The study in mice shows ketamine works as a rapid antidepressant by increasing the activity of the very small number of newborn neurons, which are part of an ongoing neurogenesis in the brain.
New neurons are always being made at a slow rate. It’s been known that increasing the number of neurons leads to behavioral changes. Other antidepressants work by increasing the rate of neurogenesis, by increasing the number of neurons. But this takes weeks to happen. By contrast, Ketamine produces behavioral changes simply by increasing the activity of the existing new neurons. This can happen immediately when the cells are activated by Ketamine. The side effects of Ketamine include blurred or double vision, nausea, vomiting, insomnia, drowsiness and addiction.

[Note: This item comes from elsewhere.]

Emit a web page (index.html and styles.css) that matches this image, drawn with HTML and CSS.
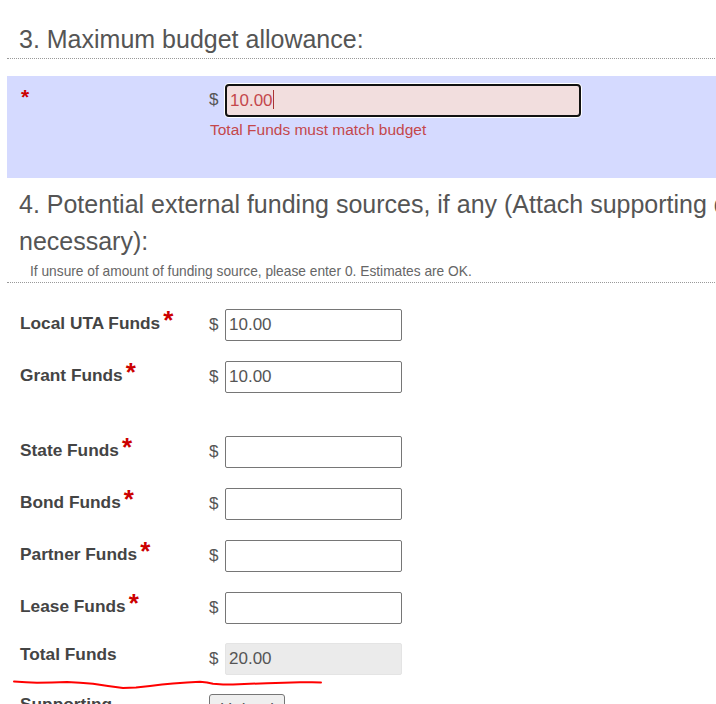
FILE: index.html
```html
<!DOCTYPE html>
<html lang="en">
<head>
<meta charset="utf-8">
<title>Budget</title>
<link rel="stylesheet" href="styles.css">
</head>
<body>
<div class="page">
  <h2 class="section-title">3. Maximum budget allowance:</h2>

  <div class="budget-panel">
    <div class="row">
      <div class="label label-req"><span class="req-big">*</span></div>
      <span class="currency">$</span>
      <div class="field-wrap">
        <input class="amount amount-wide is-invalid" type="text" value="10.00">
        <span class="caret"></span>
      </div>
      <div class="error-msg">Total Funds must match budget</div>
    </div>
  </div>

  <div class="section-head">
    <h2 class="section-title plain">4. Potential external funding sources, if any (Attach supporting documentation if<br>necessary):</h2>
    <p class="note">If unsure of amount of funding source, please enter 0. Estimates are OK.</p>
  </div>

  <div class="fund-rows">
    <div class="row">
      <label class="label">Local UTA Funds<span class="req">*</span></label>
      <span class="currency">$</span>
      <input class="amount" type="text" value="10.00">
    </div>
    <div class="row">
      <label class="label">Grant Funds<span class="req">*</span></label>
      <span class="currency">$</span>
      <input class="amount" type="text" value="10.00">
    </div>
    <div class="row group-start">
      <label class="label">State Funds<span class="req">*</span></label>
      <span class="currency">$</span>
      <input class="amount" type="text" value="">
    </div>
    <div class="row">
      <label class="label">Bond Funds<span class="req">*</span></label>
      <span class="currency">$</span>
      <input class="amount" type="text" value="">
    </div>
    <div class="row">
      <label class="label">Partner Funds<span class="req">*</span></label>
      <span class="currency">$</span>
      <input class="amount" type="text" value="">
    </div>
    <div class="row tight">
      <label class="label">Lease Funds<span class="req">*</span></label>
      <span class="currency">$</span>
      <input class="amount" type="text" value="">
    </div>
    <div class="row tight">
      <label class="label label-total">Total Funds</label>
      <span class="currency">$</span>
      <input class="amount amount-total" type="text" value="20.00" readonly>
    </div>
    <div class="row">
      <label class="label label-upload">Supporting Documentation</label>
      <button class="upload-btn" type="button">Upload</button>
    </div>
  </div>

  <svg class="squiggle" width="330" height="16" viewBox="0 0 330 16">
    <polyline points="14,5.5 26,6.2 37,6.8 52,6.4 67,6 80,6.8 93,7.8 108,10 123,12 136,11.5 150,10 162,8.5 173,7.4 187,6.4 200,5.8 207,6.5 213,7.8 223,8.4 233,8.4 250,7.8 267,7.3 284,6.8 300,6.3 312,6.2 321,6.4" fill="none" stroke="#f00" stroke-width="2" stroke-linecap="round" stroke-linejoin="round"/>
  </svg>
</div>
</body>
</html>
```

FILE: styles.css
```css
html, body {
  margin: 0;
  padding: 0;
  overflow: hidden;
  background: #fff;
}

body {
  font-family: "Liberation Sans", Arial, sans-serif;
  color: #444;
}

.page {
  position: relative;
  width: 1200px;
  padding: 21px 0 0 7px;
}

.section-title {
  margin: 0;
  padding-left: 12px;
  font-size: 25px;
  font-weight: normal;
  line-height: 37px;
  color: #555;
  white-space: nowrap;
  border-bottom: 1px dotted #999;
}

.section-title.plain {
  border-bottom: none;
}

.budget-panel {
  margin-top: 17px;
  background: #d5daff;
  padding: 8px 0 39px;
}

.row {
  display: grid;
  grid-template-columns: 202px 16px auto;
  align-items: start;
  margin-bottom: 20px;
}

.budget-panel .row {
  margin-bottom: 0;
}

.row.group-start {
  margin-top: 43px;
}

.row.tight {
  margin-bottom: 19px;
}

.label {
  padding-left: 13px;
  font-size: 17.3px;
  font-weight: bold;
  line-height: 29px;
  color: #444;
}

.label-req {
  padding-left: 14px;
}

.label-total {
  line-height: 23px;
}

.label-upload {
  line-height: 20px;
}

.req {
  color: #c00;
  font-size: 26px;
  line-height: 0;
  margin-left: 3px;
}

.req-big {
  color: #c00;
  font-size: 21px;
  line-height: 24px;
  font-weight: bold;
}

.currency {
  font-size: 17px;
  line-height: 32px;
  color: #555;
}

.field-wrap {
  position: relative;
}

.amount {
  box-sizing: border-box;
  display: block;
  width: 177px;
  height: 32px;
  margin: 0;
  padding: 0 3px;
  border: 1px solid #767676;
  border-radius: 2px;
  background: #fff;
  font-family: "Liberation Sans", Arial, sans-serif;
  font-size: 17px;
  color: #555;
  outline: none;
}

.amount-wide {
  width: 356px;
  height: 33px;
  border: 2px solid #111;
  border-radius: 4px;
  box-shadow: 0 0 0 1px #fff;
}

.is-invalid {
  background: #f2dede;
  color: #c4474b;
}

.amount-total {
  background: #ebebeb;
  border-color: #e4e4e4;
}

.caret {
  position: absolute;
  left: 48px;
  top: 6px;
  width: 1px;
  height: 19px;
  background: #a33;
}

.error-msg {
  grid-column: 2 / 4;
  margin-top: 4px;
  padding-left: 1px;
  font-size: 15.5px;
  line-height: 18px;
  color: #c4474b;
}

.section-head {
  margin-top: 8px;
  border-bottom: 1px dotted #999;
}

.note {
  margin: 2px 0 0;
  padding-left: 23px;
  font-size: 13.75px;
  line-height: 20px;
  color: #666;
}

.fund-rows {
  padding-top: 26px;
}

.upload-btn {
  grid-column: 2 / 4;
  justify-self: start;
  width: 76px;
  height: 32px;
  margin: 0;
  border: 1px solid #767676;
  border-radius: 3px;
  background: #efefef;
  font-family: "Liberation Sans", Arial, sans-serif;
  font-size: 17px;
  color: #555;
}

.squiggle {
  position: absolute;
  left: 0;
  top: 676px;
}
```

The study was published recently in Nature Communications by Dr. John Kessler, lead study author. The goal is to develop an antidepressant that doesn’t take three to four weeks to work because people don’t do well during that period of time. Newborn neurons act like a match to ignite activity in neurons
“We prove neurogenesis is responsible for the behavioral effects of ketamine,” Dr. Kessler said. “The reason is these newborn neurons form synapses (connections) that activate the other cells in the hippocampus. This small population of cells acts like a match, starting a fire that ignites a bunch of activity in a lot of other cells that produce the behavioral effects. However, it has not been understood that the same behavioral changes can be accomplished by increasing the activity of the new neurons without increasing the rate at which they are born. This obviously is a much more rapid effect.”
For the study, Northwestern scientists created a mouse in which only the very small population of newborn neurons had a receptor that allowed these cells to be silenced or activated by a drug that did not affect any other cells in the brain.
Scientists showed if they silenced the activity of these cells, Ketamine didn’t work anymore. But if they used the drug to activate this population of cells, the results mirrored those of Ketamine. This showed conclusively that it is the activity of these cells that is responsible for the effects of Ketamine, Kessler said.